Microplastic remains detected in Antarctic penguins for the first time

Gentoo penguins are pictured on Greenwich Island part of the South Shetland Island group, Antarctica. Greenpeace is documenting the Antarctic’s unique wildlife, to strengthen the proposal to create the largest protected area on the planet, an Antarctic Ocean Sanctuary.

A group of researchers from the Portuguese University of Coimbra (UC) first detected microplastic remains in the food chain of penguins that inhabit Antarctica, a finding that experts have described as “alarming.”

Microplastic remains detected in Antarctic penguins

Photography: © UC | José Xavier.

The fieldwork, published in the journal Scientific Reports, reveals that at least 20 percent of the feces samples of penguins analyzed had microplastic remains, with particles less than 5 millimeters in volume.

“The material was of different types and colors, so there is a wide variety of possible sources of these microplastics,” reads the statement issued by the Portuguese university.

“It is alarming that microplastics have already reached Antarctica and our study is the first to register them in the marine food chain,” said Filipa Bessa, lead author of the article.

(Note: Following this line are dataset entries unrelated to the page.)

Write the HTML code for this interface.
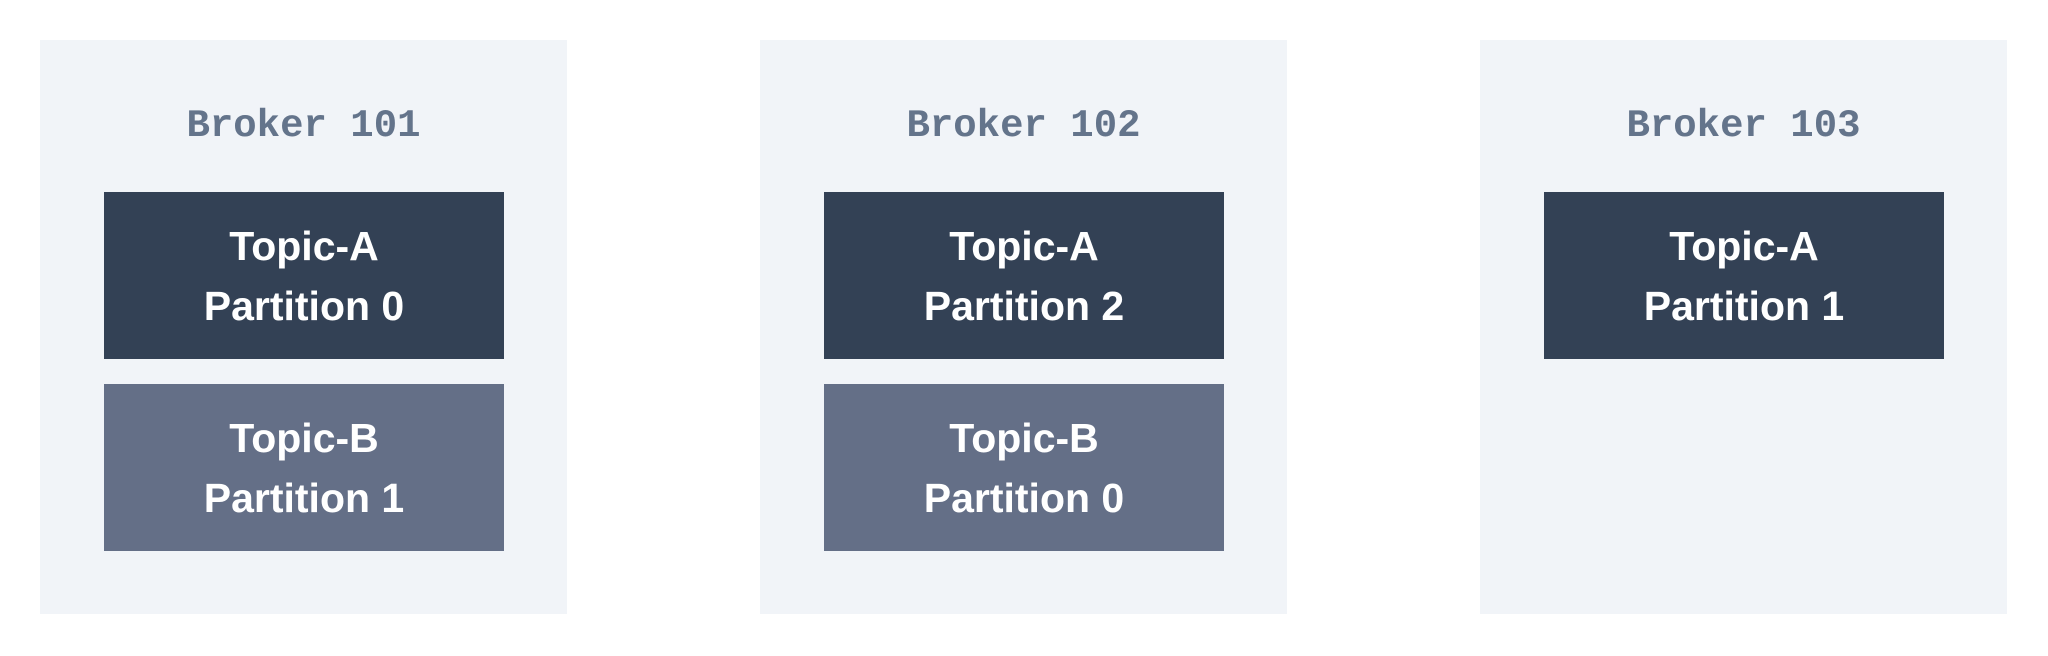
<!DOCTYPE html>
<html><head><style>
body{margin:0;width:2048px;height:656px;background:#fff;position:relative;overflow:hidden}
.b{position:absolute;top:40px;width:527px;height:574px;background:#f1f4f8}
.t{position:absolute;top:60px;left:0;width:100%;text-align:center;font:bold 39px "Liberation Mono",monospace;color:#64748b;line-height:52px}
.p{position:absolute;left:64px;width:400px;height:167px;display:flex;flex-direction:column;justify-content:center;align-items:center;color:#fff;font:bold 41px "Liberation Sans",sans-serif;line-height:60px}
.a{top:152px;background:#334155}
.c{top:344px;background:#646f87}
</style></head><body>
<div class="b" style="left:40px"><div class="t">Broker 101</div>
<div class="p a"><div>Topic-A</div><div>Partition 0</div></div>
<div class="p c"><div>Topic-B</div><div>Partition 1</div></div></div>
<div class="b" style="left:760px"><div class="t">Broker 102</div>
<div class="p a"><div>Topic-A</div><div>Partition 2</div></div>
<div class="p c"><div>Topic-B</div><div>Partition 0</div></div></div>
<div class="b" style="left:1480px"><div class="t">Broker 103</div>
<div class="p a"><div>Topic-A</div><div>Partition 1</div></div></div>
</body></html>
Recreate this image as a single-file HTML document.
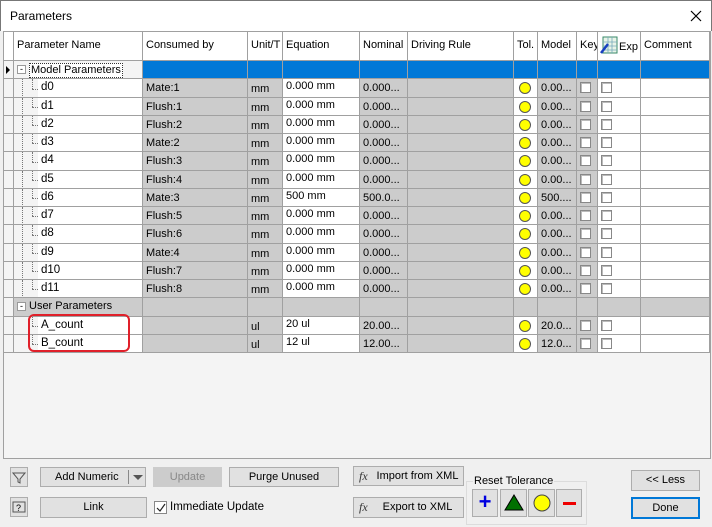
<!DOCTYPE html>
<html><head><meta charset="utf-8"><style>
*{box-sizing:border-box;margin:0;padding:0}
body{width:712px;height:527px;overflow:hidden;background:#f0f0f0;font-family:"Liberation Sans",sans-serif;font-size:11px;color:#000;position:relative}
.a{position:absolute}
#title{left:0;top:0;width:712px;height:31px;background:#fff;border:1px solid #777;border-bottom:none}
#grid{left:3px;top:31px;width:708px;height:428px;background:#f4f4f4;border:1px solid #a0a0a0;overflow:hidden}
.c{position:absolute;border-right:1px solid #a0a0a0;border-bottom:1px solid #a0a0a0;padding:2px 3px;white-space:nowrap;overflow:hidden;line-height:13px}
.btn{position:absolute;background:#e1e1e1;border:1px solid #adadad;text-align:center;line-height:18px;font-size:11px}
.cb{position:absolute;width:11px;height:11px;border:1px solid #888;background:#fff;box-shadow:inset 1px 1px 0 #bbb}
.dot{position:absolute;width:12px;height:12px;border-radius:50%;background:#ffff00;border:1px solid #555}
</style></head><body>
<div id="title" class="a"><span class="a" style="left:9px;top:8px;font-size:12px">Parameters</span>
<svg class="a" style="left:689px;top:9px" width="12" height="12"><path d="M1 1L11 11M11 1L1 11" stroke="#000" stroke-width="1.2"/></svg></div>
<div id="grid" class="a"></div>

<div class="btn" style="left:10px;top:467px;width:18px;height:20px"><svg width="14" height="14" style="margin-top:3px"><path d="M1 2H13L8 8V12L6 11V8Z" fill="none" stroke="#555"/></svg></div>
<div class="btn" style="left:40px;top:467px;width:106px;height:20px;text-align:left;padding-left:14px">Add Numeric<span class="a" style="left:87px;top:2px;height:14px;border-left:1px solid #888"></span><span class="a" style="left:92px;top:7px;border-left:5px solid transparent;border-right:5px solid transparent;border-top:5px solid #555"></span></div>
<div class="btn" style="left:153px;top:467px;width:69px;height:20px;background:#ccc;border-color:#ccc;color:#888">Update</div>
<div class="btn" style="left:229px;top:467px;width:110px;height:20px">Purge Unused</div>
<div class="btn" style="left:353px;top:466px;width:111px;height:20px;padding-left:18px"><i class="a" style="left:5px;top:0;font-family:'Liberation Serif';font-size:12px;color:#333">fx</i>Import from XML</div>
<div class="btn" style="left:10px;top:497px;width:18px;height:20px"><svg width="14" height="14" style="margin-top:3px"><rect x="1" y="1" width="12" height="10" fill="none" stroke="#555"/><text x="4" y="10" font-size="9" font-family="Liberation Sans">?</text></svg></div>
<div class="btn" style="left:40px;top:497px;width:107px;height:21px">Link</div>
<div class="cb" style="left:154px;top:501px;width:13px;height:13px;box-shadow:none"><svg class="a" style="left:1px;top:1px" width="10" height="10"><path d="M1 5L4 8L9 1" fill="none" stroke="#222" stroke-width="1.2"/></svg></div>
<span class="a" style="left:170px;top:501px;font-size:11.5px">Immediate Update</span>
<div class="btn" style="left:353px;top:497px;width:111px;height:21px;padding-left:18px"><i class="a" style="left:5px;top:0;font-family:'Liberation Serif';font-size:12px;color:#333">fx</i>Export to XML</div>
<div class="a" style="left:466px;top:481px;width:121px;height:44px;border:1px solid #dcdcdc"></div>
<span class="a" style="left:473px;top:475px;background:#f0f0f0;padding:0 1px">Reset Tolerance</span>
<div class="btn" style="left:472px;top:489px;width:26px;height:28px;color:#0000e0;font-size:22px;line-height:24px;font-weight:bold">+</div>
<div class="btn" style="left:500px;top:489px;width:27px;height:28px"><svg width="20" height="18" style="margin-top:4px"><path d="M10 1L19 16H1Z" fill="#007000" stroke="#000"/></svg></div>
<div class="btn" style="left:528px;top:489px;width:27px;height:28px"><svg width="20" height="20" style="margin-top:3px"><circle cx="10" cy="10" r="8" fill="#ff0" stroke="#444"/></svg></div>
<div class="btn" style="left:556px;top:489px;width:26px;height:28px"><span class="a" style="left:6px;top:12px;width:13px;height:3px;background:#e00"></span></div>
<div class="btn" style="left:631px;top:470px;width:69px;height:21px">&lt;&lt; Less</div>
<div class="btn" style="left:631px;top:497px;width:69px;height:22px;border:2px solid #0078d7">Done</div>

<script>
var g=document.getElementById('grid');
var X=[0,10,139,244,279,356,404,510,534,573,594,637,706];
var heads=['','Parameter Name','Consumed by','Unit/T','Equation','Nominal','Driving Rule','Tol.','Model','Key','Exp','Comment'];
function cell(i,y,h,txt,bg,extra){var d=document.createElement('div');d.className='c';d.style.left=X[i]+'px';d.style.top=y+'px';d.style.width=(X[i+1]-X[i])+'px';d.style.height=h+'px';d.style.background=bg;d.innerHTML=txt;if(extra)d.style.cssText+=extra;g.appendChild(d);return d;}
for(var i=0;i<12;i++){cell(i,0,29,heads[i],'#fff','line-height:22px;padding-top:2px');}
g.children[10].innerHTML='<svg style="position:absolute;left:2px;top:4px" width="18" height="18"><rect x="3" y="1" width="14" height="16" fill="#e8f4e8" stroke="#3a8a6a"/><path d="M3 6H17M3 10H17M3 14H17M8 1V17M12 1V17" stroke="#7ab" stroke-width=".8"/><path d="M1 17L8 8" stroke="#1840c0" stroke-width="2.5"/></svg><span style="position:absolute;left:21px;top:4px;line-height:22px">Exp</span>';
var G='#cccccc';
var rows=[];rows.push({t:'mp'});
var cons=['Mate:1','Flush:1','Flush:2','Mate:2','Flush:3','Flush:4','Mate:3','Flush:5','Flush:6','Mate:4','Flush:7','Flush:8'];
for(var k=0;k<12;k++)rows.push({t:'d',n:'d'+k,c:cons[k],u:'mm',e:k==6?'500 mm':'0.000 mm',nom:k==6?'500.0...':'0.000...',m:k==6?'500....':'0.00...'});
rows.push({t:'up'});
rows.push({t:'d',n:'A_count',c:'',u:'ul',e:'20 ul',nom:'20.00...',m:'20.0...'});
rows.push({t:'d',n:'B_count',c:'',u:'ul',e:'12 ul',nom:'12.00...',m:'12.0...'});
rows.forEach(function(r,ri){
 var y0=Math.round(30+ri*18.25)-1, h=Math.round(30+(ri+1)*18.25)-1-y0;
 cell(0,y0,h,ri==0?'<span style="position:absolute;left:2px;top:5px;border-top:4px solid transparent;border-bottom:4px solid transparent;border-left:4px solid #000"></span>':'','#f4f4f4');
 if(r.t=='mp'||r.t=='up'){
  var tx=r.t=='mp'?'Model Parameters':'User Parameters';
  var bg=r.t=='mp'?'#0078d7':G;
  cell(1,y0,h,'<span style="position:absolute;left:3px;top:4px;width:9px;height:9px;border:1px solid #999;background:#fff;font-size:9px;line-height:6px;text-align:center">-</span><span style="position:absolute;left:15px;top:2px;'+(r.t=='mp'?'border:1px dotted #333;padding:0 1px;background:#fff;':'')+'">'+tx+'</span>',r.t=='mp'?'#f4f4f4':G);
  for(var i=2;i<12;i++)cell(i,y0,h,'',bg);
 }else{
  cell(1,y0,h,'<span style="position:absolute;left:18px;top:0;height:'+(h/2)+'px;border-left:1px dotted #777;"></span><span style="position:absolute;left:18px;top:'+(h/2)+'px;width:6px;border-top:1px dotted #777"></span>'+(ri<13?'<span style="position:absolute;left:8px;top:0;height:'+h+'px;border-left:1px dotted #777"></span>':'')+'<span style="position:absolute;left:27px;top:2px;font-size:11.5px">'+r.n+'</span>','#f4f4f4','background:linear-gradient(90deg,#f4f4f4 24px,#fff 24px)');
  cell(2,y0,h,r.c,G,'padding-top:3px');
  cell(3,y0,h,r.u,G,'padding-top:4px');
  cell(4,y0,h,r.e,'#fff','padding-top:1px');
  cell(5,y0,h,r.nom,G,'padding-top:3px');
  cell(6,y0,h,'',G);
  cell(7,y0,h,'<div class="dot" style="left:5px;top:3px"></div>','#fff');
  cell(8,y0,h,r.m,G,'padding-top:3px');
  cell(9,y0,h,'<div class="cb" style="left:3px;top:3px"></div>',G);
  cell(10,y0,h,'<div class="cb" style="left:3px;top:3px"></div>','#fff');
  cell(11,y0,h,'','#fff');
 }
});
var r=document.createElement('div');r.style.cssText='position:absolute;left:24px;top:282px;width:102px;height:38px;border:2px solid #e0202a;border-radius:6px';g.appendChild(r);
</script>
</body></html>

The researcher stressed the complexity of the problem, due, among other factors, to the existence of “different sources of contamination” from which the microplastics come.

José Xavier, another of the specialists who have intervened in the investigation, warned of the importance of this work, since «microplastics can cause toxic effects in marine animals and it is not yet known what they can cause in animals throughout the region”.